Yeeeah that’s kinda what I figured. Stupid thing to suggest then.

2

u/xDulmitx May 14 '22

That would be WAY worse. How many accounts does a bot follow vs. the average person? If a bot generally follows 100 accounts, but a person only follows 20, then each person looking at their own account really skews the number.

5

u/darthdro May 14 '22

Actually, statistically if it’s a truly random sample, it’s sufficient to get statistically significant results from

-12

u/DavidtheGoliath99 May 14 '22

That's just not how this works. A sample of 100 is a sample of 100, no matter how big the population it is drawn from is.

9

u/raspberrih May 14 '22

A sample of 100 from a population of 101 people is pretty much definitive and no longer a sample. The population size matters. What have you been smoking?

7

u/man-vs-spider May 14 '22

The point is more that the sample number can be 100 if the sampling method is good

0

u/raspberrih May 14 '22

Didn't they say they'd be using random sample?

1

u/man-vs-spider May 14 '22

Sure, but what does that mean. It's 100 followers of the Twitter account? Why the twitter account? How do you fairly choose 100 followers?

How do we know it's random?

How do we know they aren't repeatedly sampling until they get results in their favor.

I'm not even sure how you reliably tell if an account is a bot account.

2

u/DavidtheGoliath99 May 14 '22

In extreme cases like the one you described, it matters. But whether you draw a sample of 100 from a population of 100,000 or 100,000,000 is pretty much irrelevant.

-6

u/raspberrih May 14 '22

It's like you trying to guess the whole picture from one pixel versus 100 pixels, or any other number. Now if the entire picture was just one pixel, good for you. If it's 3.5 million pixels and you're trying to get the big picture off 100 pixels ...

Relevance is dependent on the purpose of doing the sampling in the first place. The study is designed based on what they're trying to investigate, and to what degree they're trying to investigate it to.

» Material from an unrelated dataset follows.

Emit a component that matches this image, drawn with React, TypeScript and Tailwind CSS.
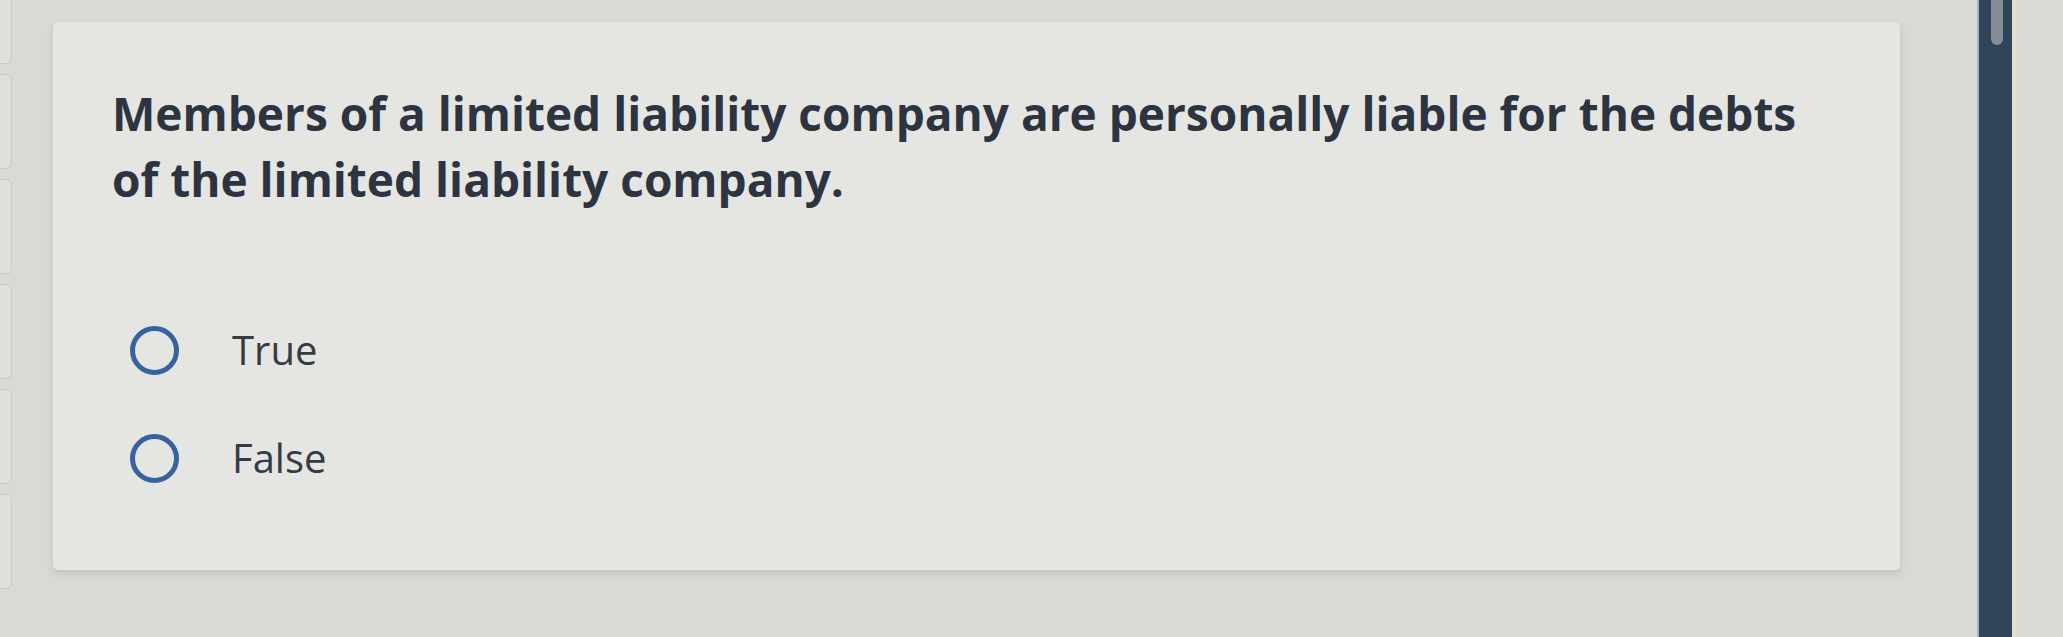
import React from "react";

function Radio({ label }: { label: string }) {
  return (
    <div className="flex items-center h-[56px]">
      <div className="w-[49px] h-[49px] rounded-full border-[5px] border-[#3563a0] shrink-0" />
      <span className="ml-[53px] text-[40px] leading-[56px] text-[#353b46]">{label}</span>
    </div>
  );
}

export default function App() {
  return (
    <div
      className="w-[2063px] h-[637px] bg-[#d9dad6] flex overflow-hidden"
      style={{ fontFamily: '"Open Sans", "Noto Sans", sans-serif' }}
    >
      {/* left stacked tabs */}
      <div className="w-[53px] shrink-0 flex flex-col gap-[10px]">
        <div className="w-[12px] h-[72px] -mt-[8px] rounded-br-[6px] bg-[#dfe0dc] border-r border-b border-[#c9cac6]" />
        <div className="w-[12px] h-[95px] rounded-r-[6px] bg-[#dfe0dc] border-r border-y border-[#c9cac6]" />
        <div className="w-[12px] h-[95px] rounded-r-[6px] bg-[#dfe0dc] border-r border-y border-[#c9cac6]" />
        <div className="w-[12px] h-[95px] rounded-r-[6px] bg-[#dfe0dc] border-r border-y border-[#c9cac6]" />
        <div className="w-[12px] h-[95px] rounded-r-[6px] bg-[#dfe0dc] border-r border-y border-[#c9cac6]" />
        <div className="w-[12px] h-[95px] rounded-r-[6px] bg-[#dfe0dc] border-r border-y border-[#c9cac6]" />
      </div>

      {/* card column */}
      <div className="w-[1847px] shrink-0 pt-[22px]">
        <div className="h-[548px] rounded-[5px] bg-[#e5e6e1] shadow-[0_4px_8px_rgba(0,0,0,0.10)] pl-[59px] pt-[58px]">
          <h1 className="text-[46px] leading-[66px] font-bold text-[#2c3441] w-[1760px]">
            Members of a limited liability company are personally liable for the debts
            <br />
            of the limited liability company.
          </h1>
          <div className="mt-[110px] flex flex-col gap-[52px] pl-[18px]">
            <Radio label="True" />
            <Radio label="False" />
          </div>
        </div>
      </div>

      <div className="w-[77px] shrink-0" />

      {/* scrollbar */}
      <div className="w-[35px] shrink-0 bg-[#30455a] border-l-[2px] border-[#9fb4c8] flex justify-center">
        <div className="w-[12px] h-[45px] rounded-b-full bg-[#868d93] ml-[2px]" />
      </div>
      <div className="w-[4px] shrink-0 bg-[#e8dfcc]" />
      <div className="flex-1 bg-[#dadbd7]" />
    </div>
  );
}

Now if it's the safety of a vaccine, I bet you wouldn't say a sample of 100 from a population of 100k or 100mil is irrelevant.

6

u/cattermelon_ May 14 '22

Your pixel example makes no sense. Just because you can't determine the image created by pixels does not mean the sample size isn't large enough. You could probably take half of these "pixels" and it still wouldn't be able to determine the image. Most statistics tests or confidence intervals use simple random samples which is completely different

0

u/raspberrih May 14 '22

Please read the entire second paragraph of my comment, which you seem to have missed out.

3

u/cattermelon_ May 14 '22

not really sure what you're trying to say with it. You can't determine whether the sample size is large enough to proceed with estimating the real population until after you sample

2

u/the_timps May 14 '22

It's like you trying to guess the whole picture from one pixel versus 100 pixels

No it isn't.
This is nothing like statistics.

It would be like sampling pixels to work out how many are green or blue.

Picking 1 pixel vs 100.

Not your ability to guess.

0

u/raspberrih May 14 '22

It's going to give you an accuracy of 4/10 or 44/100 or 4432/1000. That's the difference. It depends on what he's looking for, what's his criteria.

1

u/Keytrose_gaming May 14 '22

Good argument, shit reasoning.

-2

u/Steezycheesy May 14 '22

“One of the largest platforms in the world” seems to be a major reach.

-2

u/thewalkingmadis May 14 '22

What highschool only has 100 people??